Your task is to copy the listing exactly, with the pictures left out.

Dataset content
•••

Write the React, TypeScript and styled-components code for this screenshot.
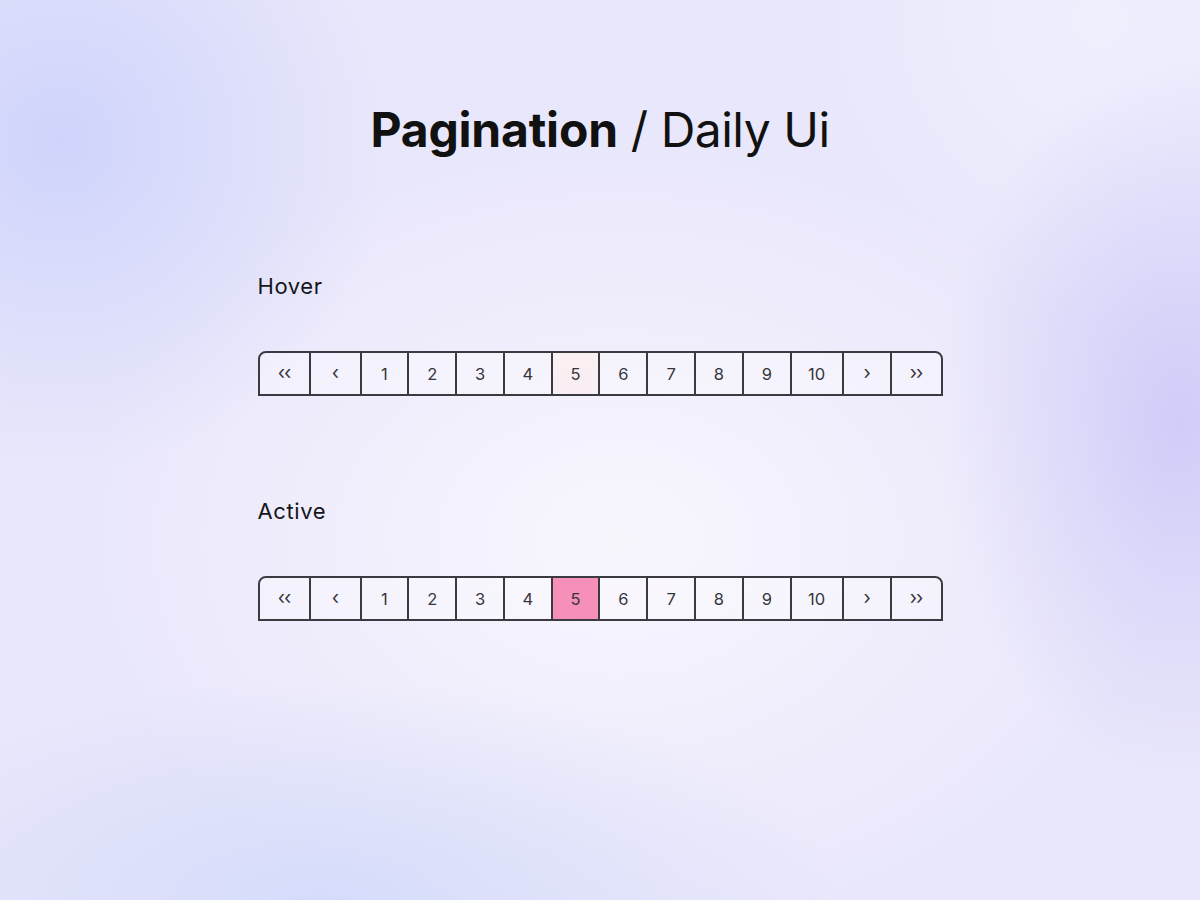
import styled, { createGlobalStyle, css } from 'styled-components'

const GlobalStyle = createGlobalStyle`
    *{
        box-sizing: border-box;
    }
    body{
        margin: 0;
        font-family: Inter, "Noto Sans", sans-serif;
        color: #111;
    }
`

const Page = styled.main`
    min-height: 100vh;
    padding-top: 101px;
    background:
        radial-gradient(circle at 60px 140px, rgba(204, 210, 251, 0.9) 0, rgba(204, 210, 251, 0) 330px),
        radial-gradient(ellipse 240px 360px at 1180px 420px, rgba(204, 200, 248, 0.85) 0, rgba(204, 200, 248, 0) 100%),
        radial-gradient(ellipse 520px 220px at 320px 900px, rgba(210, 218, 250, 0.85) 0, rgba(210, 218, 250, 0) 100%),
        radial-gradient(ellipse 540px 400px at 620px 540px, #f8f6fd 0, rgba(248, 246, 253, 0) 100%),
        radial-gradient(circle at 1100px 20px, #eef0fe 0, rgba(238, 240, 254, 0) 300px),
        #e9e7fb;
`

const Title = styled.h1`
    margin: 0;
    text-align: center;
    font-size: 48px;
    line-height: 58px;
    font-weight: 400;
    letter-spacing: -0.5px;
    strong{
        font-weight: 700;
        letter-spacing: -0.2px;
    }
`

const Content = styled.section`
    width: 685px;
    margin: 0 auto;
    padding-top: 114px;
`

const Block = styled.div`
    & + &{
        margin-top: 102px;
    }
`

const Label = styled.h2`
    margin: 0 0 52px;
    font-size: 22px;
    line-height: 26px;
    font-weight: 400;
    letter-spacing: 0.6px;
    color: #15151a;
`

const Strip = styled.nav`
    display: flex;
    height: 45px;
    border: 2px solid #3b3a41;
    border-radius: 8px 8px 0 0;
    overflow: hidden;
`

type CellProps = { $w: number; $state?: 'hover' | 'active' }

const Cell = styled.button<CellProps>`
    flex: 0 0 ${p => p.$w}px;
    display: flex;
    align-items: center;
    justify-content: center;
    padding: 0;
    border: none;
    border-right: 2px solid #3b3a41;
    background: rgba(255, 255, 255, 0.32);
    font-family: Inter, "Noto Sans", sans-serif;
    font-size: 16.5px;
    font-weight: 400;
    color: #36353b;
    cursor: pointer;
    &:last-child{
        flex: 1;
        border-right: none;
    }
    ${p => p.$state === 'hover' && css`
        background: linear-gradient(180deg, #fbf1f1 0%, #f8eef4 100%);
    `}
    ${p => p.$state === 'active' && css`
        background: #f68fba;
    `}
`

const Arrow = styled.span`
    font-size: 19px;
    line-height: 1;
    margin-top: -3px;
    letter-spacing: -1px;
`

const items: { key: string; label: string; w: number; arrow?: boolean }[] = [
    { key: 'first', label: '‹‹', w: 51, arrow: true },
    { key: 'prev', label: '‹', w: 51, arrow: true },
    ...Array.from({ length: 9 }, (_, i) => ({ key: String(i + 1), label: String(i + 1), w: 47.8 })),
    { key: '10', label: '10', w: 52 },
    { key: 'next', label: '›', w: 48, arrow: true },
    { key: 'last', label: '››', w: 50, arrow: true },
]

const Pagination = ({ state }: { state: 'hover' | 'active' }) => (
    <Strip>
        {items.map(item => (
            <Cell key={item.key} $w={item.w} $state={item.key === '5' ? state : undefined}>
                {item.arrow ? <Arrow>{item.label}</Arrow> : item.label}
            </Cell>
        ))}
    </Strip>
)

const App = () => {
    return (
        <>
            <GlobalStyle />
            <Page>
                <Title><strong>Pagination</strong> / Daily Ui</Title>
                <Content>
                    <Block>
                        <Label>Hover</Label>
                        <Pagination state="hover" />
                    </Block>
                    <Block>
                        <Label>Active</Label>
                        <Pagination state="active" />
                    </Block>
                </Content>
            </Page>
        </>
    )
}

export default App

•••

Reply
Write the React, TypeScript and styled-components code for this screenshot.
import styled, { createGlobalStyle, css } from 'styled-components'

const GlobalStyle = createGlobalStyle`
    *{
        box-sizing: border-box;
    }
    body{
        margin: 0;
        font-family: Inter, "Noto Sans", sans-serif;
        color: #111;
    }
`

const Page = styled.main`
    min-height: 100vh;
    padding-top: 101px;
    background:
        radial-gradient(circle at 60px 140px, rgba(204, 210, 251, 0.9) 0, rgba(204, 210, 251, 0) 330px),
        radial-gradient(ellipse 240px 360px at 1180px 420px, rgba(204, 200, 248, 0.85) 0, rgba(204, 200, 248, 0) 100%),
        radial-gradient(ellipse 520px 220px at 320px 900px, rgba(210, 218, 250, 0.85) 0, rgba(210, 218, 250, 0) 100%),
        radial-gradient(ellipse 540px 400px at 620px 540px, #f8f6fd 0, rgba(248, 246, 253, 0) 100%),
        radial-gradient(circle at 1100px 20px, #eef0fe 0, rgba(238, 240, 254, 0) 300px),
        #e9e7fb;
`

const Title = styled.h1`
    margin: 0;
    text-align: center;
    font-size: 48px;
    line-height: 58px;
    font-weight: 400;
    letter-spacing: -0.5px;
    strong{
        font-weight: 700;
        letter-spacing: -0.2px;
    }
`

const Content = styled.section`
    width: 685px;
    margin: 0 auto;
    padding-top: 114px;
`

const Block = styled.div`
    & + &{
        margin-top: 102px;
    }
`

const Label = styled.h2`
    margin: 0 0 52px;
    font-size: 22px;
    line-height: 26px;
    font-weight: 400;
    letter-spacing: 0.6px;
    color: #15151a;
`

const Strip = styled.nav`
    display: flex;
    height: 45px;
    border: 2px solid #3b3a41;
    border-radius: 8px 8px 0 0;
    overflow: hidden;
`

type CellProps = { $w: number; $state?: 'hover' | 'active' }

const Cell = styled.button<CellProps>`
    flex: 0 0 ${p => p.$w}px;
    display: flex;
    align-items: center;
    justify-content: center;
    padding: 0;
    border: none;
    border-right: 2px solid #3b3a41;
    background: rgba(255, 255, 255, 0.32);
    font-family: Inter, "Noto Sans", sans-serif;
    font-size: 16.5px;
    font-weight: 400;
    color: #36353b;
    cursor: pointer;
    &:last-child{
        flex: 1;
        border-right: none;
    }
    ${p => p.$state === 'hover' && css`
        background: linear-gradient(180deg, #fbf1f1 0%, #f8eef4 100%);
    `}
    ${p => p.$state === 'active' && css`
        background: #f68fba;
    `}
`

const Arrow = styled.span`
    font-size: 19px;
    line-height: 1;
    margin-top: -3px;
    letter-spacing: -1px;
`

const items: { key: string; label: string; w: number; arrow?: boolean }[] = [
    { key: 'first', label: '‹‹', w: 51, arrow: true },
    { key: 'prev', label: '‹', w: 51, arrow: true },
    ...Array.from({ length: 9 }, (_, i) => ({ key: String(i + 1), label: String(i + 1), w: 47.8 })),
    { key: '10', label: '10', w: 52 },
    { key: 'next', label: '›', w: 48, arrow: true },
    { key: 'last', label: '››', w: 50, arrow: true },
]

const Pagination = ({ state }: { state: 'hover' | 'active' }) => (
    <Strip>
        {items.map(item => (
            <Cell key={item.key} $w={item.w} $state={item.key === '5' ? state : undefined}>
                {item.arrow ? <Arrow>{item.label}</Arrow> : item.label}
            </Cell>
        ))}
    </Strip>
)

const App = () => {
    return (
        <>
            <GlobalStyle />
            <Page>
                <Title><strong>Pagination</strong> / Daily Ui</Title>
                <Content>
                    <Block>
                        <Label>Hover</Label>
                        <Pagination state="hover" />
                    </Block>
                    <Block>
                        <Label>Active</Label>
                        <Pagination state="active" />
                    </Block>
                </Content>
            </Page>
        </>
    )
}

export default App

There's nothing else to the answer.